Balance of Responsibilities
The court further reasoned that exercising federal jurisdiction in this case would disrupt the established balance between state and federal court responsibilities. It referenced the U.S. Supreme Court's guidance in Grable, which indicated that federal jurisdiction should be reserved for cases that present significant federal issues. The court expressed concern that allowing federal jurisdiction in this instance could lead to a flood of similar state law claims being removed to federal court, effectively shifting the division of labor between state and federal judicial systems. The court emphasized that many claims involving state law malpractice or negligence regarding federal interpretations would not typically warrant federal jurisdiction, and expanding federal jurisdiction could lead to an overwhelming number of cases in federal court that would otherwise be appropriately handled in state courts.
Conclusion on Remand
Ultimately, the court concluded that the plaintiffs' claims were rooted in state law and did not involve significant or disputed federal issues that would justify federal jurisdiction.

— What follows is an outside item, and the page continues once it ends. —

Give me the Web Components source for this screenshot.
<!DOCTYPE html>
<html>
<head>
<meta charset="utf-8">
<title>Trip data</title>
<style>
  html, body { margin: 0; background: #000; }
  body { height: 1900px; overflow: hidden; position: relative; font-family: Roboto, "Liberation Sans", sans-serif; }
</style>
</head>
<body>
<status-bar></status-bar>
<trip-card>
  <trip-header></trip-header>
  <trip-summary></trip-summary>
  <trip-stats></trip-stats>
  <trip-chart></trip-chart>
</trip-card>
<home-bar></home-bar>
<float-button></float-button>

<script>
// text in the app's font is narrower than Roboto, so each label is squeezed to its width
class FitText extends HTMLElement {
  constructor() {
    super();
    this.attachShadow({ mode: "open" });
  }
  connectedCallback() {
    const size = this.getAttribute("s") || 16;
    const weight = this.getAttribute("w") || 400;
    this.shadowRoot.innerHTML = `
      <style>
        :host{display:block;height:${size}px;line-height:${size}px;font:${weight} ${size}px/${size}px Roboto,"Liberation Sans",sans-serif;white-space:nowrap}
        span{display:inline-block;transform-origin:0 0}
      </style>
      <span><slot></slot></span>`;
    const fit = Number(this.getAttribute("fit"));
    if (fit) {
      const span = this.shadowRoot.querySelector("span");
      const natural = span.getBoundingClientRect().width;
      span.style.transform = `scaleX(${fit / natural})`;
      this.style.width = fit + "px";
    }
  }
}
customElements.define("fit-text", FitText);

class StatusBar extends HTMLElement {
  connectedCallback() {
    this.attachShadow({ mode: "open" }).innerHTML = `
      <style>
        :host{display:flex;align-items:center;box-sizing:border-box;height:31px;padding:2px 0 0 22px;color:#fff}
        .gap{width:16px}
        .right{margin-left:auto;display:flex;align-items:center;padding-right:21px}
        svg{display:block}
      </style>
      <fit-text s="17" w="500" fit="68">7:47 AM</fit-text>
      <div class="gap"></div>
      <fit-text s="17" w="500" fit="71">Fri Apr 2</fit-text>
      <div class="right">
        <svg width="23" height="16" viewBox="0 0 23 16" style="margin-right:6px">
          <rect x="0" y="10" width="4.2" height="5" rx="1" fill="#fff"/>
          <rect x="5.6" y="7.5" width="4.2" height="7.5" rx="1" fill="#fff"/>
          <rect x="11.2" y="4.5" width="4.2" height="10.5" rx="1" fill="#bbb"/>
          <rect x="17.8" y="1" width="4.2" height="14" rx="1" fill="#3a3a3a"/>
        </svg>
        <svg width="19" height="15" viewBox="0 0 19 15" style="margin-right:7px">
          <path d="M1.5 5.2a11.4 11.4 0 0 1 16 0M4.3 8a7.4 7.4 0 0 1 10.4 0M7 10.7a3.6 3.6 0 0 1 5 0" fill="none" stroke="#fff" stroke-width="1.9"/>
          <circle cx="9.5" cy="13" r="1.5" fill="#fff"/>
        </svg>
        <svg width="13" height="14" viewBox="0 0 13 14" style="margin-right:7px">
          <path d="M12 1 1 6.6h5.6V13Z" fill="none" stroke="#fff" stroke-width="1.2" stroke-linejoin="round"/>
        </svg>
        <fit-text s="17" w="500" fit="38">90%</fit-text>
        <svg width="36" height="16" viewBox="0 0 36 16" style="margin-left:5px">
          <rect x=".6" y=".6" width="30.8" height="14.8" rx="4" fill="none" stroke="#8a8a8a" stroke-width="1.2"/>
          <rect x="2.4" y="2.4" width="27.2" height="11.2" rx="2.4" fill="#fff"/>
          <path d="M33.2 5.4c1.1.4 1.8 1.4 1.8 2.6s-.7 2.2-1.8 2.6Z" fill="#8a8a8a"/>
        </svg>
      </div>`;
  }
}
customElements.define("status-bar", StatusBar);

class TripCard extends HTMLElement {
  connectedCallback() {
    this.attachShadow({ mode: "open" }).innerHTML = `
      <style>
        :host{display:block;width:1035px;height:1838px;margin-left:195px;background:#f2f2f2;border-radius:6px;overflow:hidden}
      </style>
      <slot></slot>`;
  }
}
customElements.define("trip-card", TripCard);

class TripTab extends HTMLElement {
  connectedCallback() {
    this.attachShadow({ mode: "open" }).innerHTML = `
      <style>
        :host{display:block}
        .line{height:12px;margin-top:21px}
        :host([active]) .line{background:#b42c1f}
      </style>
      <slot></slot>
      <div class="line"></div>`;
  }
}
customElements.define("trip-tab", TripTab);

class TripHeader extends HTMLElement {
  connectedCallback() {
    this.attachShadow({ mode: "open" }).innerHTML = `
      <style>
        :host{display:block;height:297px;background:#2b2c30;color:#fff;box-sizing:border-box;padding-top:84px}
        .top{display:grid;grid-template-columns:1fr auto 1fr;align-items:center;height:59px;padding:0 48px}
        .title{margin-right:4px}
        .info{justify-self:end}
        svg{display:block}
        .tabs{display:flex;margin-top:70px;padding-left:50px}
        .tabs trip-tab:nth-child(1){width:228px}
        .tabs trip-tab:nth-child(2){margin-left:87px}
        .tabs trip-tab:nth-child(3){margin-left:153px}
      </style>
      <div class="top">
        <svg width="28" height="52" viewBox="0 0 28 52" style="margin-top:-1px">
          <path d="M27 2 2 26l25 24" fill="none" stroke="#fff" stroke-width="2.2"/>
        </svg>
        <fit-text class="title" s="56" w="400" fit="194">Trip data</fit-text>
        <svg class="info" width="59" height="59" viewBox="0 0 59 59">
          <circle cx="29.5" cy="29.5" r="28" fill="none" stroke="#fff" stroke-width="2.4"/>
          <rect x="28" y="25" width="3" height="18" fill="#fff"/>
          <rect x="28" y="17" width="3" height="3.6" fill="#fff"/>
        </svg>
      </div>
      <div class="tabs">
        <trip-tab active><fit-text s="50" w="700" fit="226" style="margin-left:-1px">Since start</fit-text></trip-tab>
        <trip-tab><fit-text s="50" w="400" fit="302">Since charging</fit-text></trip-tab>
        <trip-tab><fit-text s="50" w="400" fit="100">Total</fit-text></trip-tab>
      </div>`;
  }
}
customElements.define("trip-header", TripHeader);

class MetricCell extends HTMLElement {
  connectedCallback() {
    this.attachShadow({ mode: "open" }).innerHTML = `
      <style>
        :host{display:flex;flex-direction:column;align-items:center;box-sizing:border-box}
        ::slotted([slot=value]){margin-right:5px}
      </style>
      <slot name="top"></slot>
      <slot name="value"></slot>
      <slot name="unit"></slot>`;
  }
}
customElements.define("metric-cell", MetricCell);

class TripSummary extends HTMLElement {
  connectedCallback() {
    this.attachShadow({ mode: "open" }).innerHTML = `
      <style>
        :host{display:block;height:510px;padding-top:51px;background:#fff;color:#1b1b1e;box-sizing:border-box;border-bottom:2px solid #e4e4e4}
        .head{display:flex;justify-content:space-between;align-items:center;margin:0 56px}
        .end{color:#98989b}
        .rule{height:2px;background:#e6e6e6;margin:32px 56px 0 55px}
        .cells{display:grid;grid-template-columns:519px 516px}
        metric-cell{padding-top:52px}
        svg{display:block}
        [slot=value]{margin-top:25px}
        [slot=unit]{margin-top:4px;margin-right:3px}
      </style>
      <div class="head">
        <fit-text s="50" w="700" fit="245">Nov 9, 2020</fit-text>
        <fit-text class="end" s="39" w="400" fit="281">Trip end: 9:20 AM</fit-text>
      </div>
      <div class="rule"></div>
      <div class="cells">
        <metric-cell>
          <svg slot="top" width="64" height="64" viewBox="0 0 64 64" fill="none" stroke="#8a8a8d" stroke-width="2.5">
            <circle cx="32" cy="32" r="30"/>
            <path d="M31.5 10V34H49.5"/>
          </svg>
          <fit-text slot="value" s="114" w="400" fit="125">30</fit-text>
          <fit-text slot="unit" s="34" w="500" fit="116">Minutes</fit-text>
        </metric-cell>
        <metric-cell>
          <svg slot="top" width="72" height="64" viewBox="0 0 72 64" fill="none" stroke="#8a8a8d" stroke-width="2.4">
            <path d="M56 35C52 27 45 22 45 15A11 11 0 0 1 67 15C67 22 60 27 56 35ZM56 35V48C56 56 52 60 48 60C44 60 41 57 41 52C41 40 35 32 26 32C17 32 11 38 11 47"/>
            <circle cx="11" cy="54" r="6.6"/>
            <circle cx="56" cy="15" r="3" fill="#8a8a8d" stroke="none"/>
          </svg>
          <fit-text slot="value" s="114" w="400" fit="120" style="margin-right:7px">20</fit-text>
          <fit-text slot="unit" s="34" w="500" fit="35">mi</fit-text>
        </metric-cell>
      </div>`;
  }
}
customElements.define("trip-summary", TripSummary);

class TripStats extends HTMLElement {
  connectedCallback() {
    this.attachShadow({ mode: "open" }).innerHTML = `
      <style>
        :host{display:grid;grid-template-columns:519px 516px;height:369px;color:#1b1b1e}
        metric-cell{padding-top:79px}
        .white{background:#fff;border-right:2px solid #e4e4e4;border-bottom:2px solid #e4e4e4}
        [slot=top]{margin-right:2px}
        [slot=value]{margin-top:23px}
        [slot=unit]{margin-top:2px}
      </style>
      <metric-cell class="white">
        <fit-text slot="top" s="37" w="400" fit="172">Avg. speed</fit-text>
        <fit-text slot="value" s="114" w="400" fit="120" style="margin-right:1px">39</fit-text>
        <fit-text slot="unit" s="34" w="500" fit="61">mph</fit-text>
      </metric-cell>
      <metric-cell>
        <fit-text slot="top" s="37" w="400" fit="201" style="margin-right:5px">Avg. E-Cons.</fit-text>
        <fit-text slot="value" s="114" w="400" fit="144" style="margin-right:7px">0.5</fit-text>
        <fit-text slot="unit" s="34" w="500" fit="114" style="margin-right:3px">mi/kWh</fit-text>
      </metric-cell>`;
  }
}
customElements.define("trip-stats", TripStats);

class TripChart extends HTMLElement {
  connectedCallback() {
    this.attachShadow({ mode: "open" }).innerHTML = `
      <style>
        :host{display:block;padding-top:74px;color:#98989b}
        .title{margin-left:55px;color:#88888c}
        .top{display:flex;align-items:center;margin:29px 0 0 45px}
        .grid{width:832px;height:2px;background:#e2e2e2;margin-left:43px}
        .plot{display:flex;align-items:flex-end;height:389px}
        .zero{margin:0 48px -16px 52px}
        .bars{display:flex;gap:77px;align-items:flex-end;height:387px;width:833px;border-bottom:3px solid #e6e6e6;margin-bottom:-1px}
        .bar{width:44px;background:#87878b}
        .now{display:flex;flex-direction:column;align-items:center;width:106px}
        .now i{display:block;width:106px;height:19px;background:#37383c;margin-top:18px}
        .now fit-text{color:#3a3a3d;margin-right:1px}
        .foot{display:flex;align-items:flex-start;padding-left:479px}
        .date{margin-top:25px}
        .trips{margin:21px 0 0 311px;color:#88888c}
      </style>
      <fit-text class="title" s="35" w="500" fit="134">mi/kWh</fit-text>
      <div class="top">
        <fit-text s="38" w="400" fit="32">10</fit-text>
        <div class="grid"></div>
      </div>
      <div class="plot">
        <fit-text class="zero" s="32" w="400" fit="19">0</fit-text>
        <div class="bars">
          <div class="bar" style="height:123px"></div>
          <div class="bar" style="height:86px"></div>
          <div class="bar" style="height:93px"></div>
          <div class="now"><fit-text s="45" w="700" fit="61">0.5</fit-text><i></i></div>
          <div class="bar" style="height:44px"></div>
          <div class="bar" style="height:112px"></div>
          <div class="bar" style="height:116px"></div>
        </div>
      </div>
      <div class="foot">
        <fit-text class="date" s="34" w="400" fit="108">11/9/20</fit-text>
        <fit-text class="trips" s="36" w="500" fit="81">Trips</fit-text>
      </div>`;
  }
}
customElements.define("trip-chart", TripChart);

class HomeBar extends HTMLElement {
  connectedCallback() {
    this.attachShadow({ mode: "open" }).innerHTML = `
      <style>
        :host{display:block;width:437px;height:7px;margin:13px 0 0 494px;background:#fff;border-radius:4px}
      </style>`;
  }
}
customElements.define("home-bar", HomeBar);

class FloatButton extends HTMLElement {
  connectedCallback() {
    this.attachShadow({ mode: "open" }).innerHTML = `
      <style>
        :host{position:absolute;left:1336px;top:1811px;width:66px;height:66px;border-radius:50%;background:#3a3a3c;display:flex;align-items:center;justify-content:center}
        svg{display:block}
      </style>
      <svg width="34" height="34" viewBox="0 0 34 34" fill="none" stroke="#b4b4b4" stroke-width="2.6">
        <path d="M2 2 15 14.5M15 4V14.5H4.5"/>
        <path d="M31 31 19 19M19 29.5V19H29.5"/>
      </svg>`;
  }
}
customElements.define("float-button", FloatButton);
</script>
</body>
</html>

The court recommended remanding the case to the Superior Court of New Jersey, emphasizing that the case involved state law claims of fraud, negligence, and breach of fiduciary duty, with only minor references to federal law that did not alter the nature of the claims. It aligned its reasoning with similar cases where courts had denied federal jurisdiction over state law claims that merely touched on federal issues, reiterating that the presence of federal questions did not warrant removal if they were not substantial or central to the claims at hand. The court's decision underscored the importance of maintaining the balance between state and federal judicial responsibilities.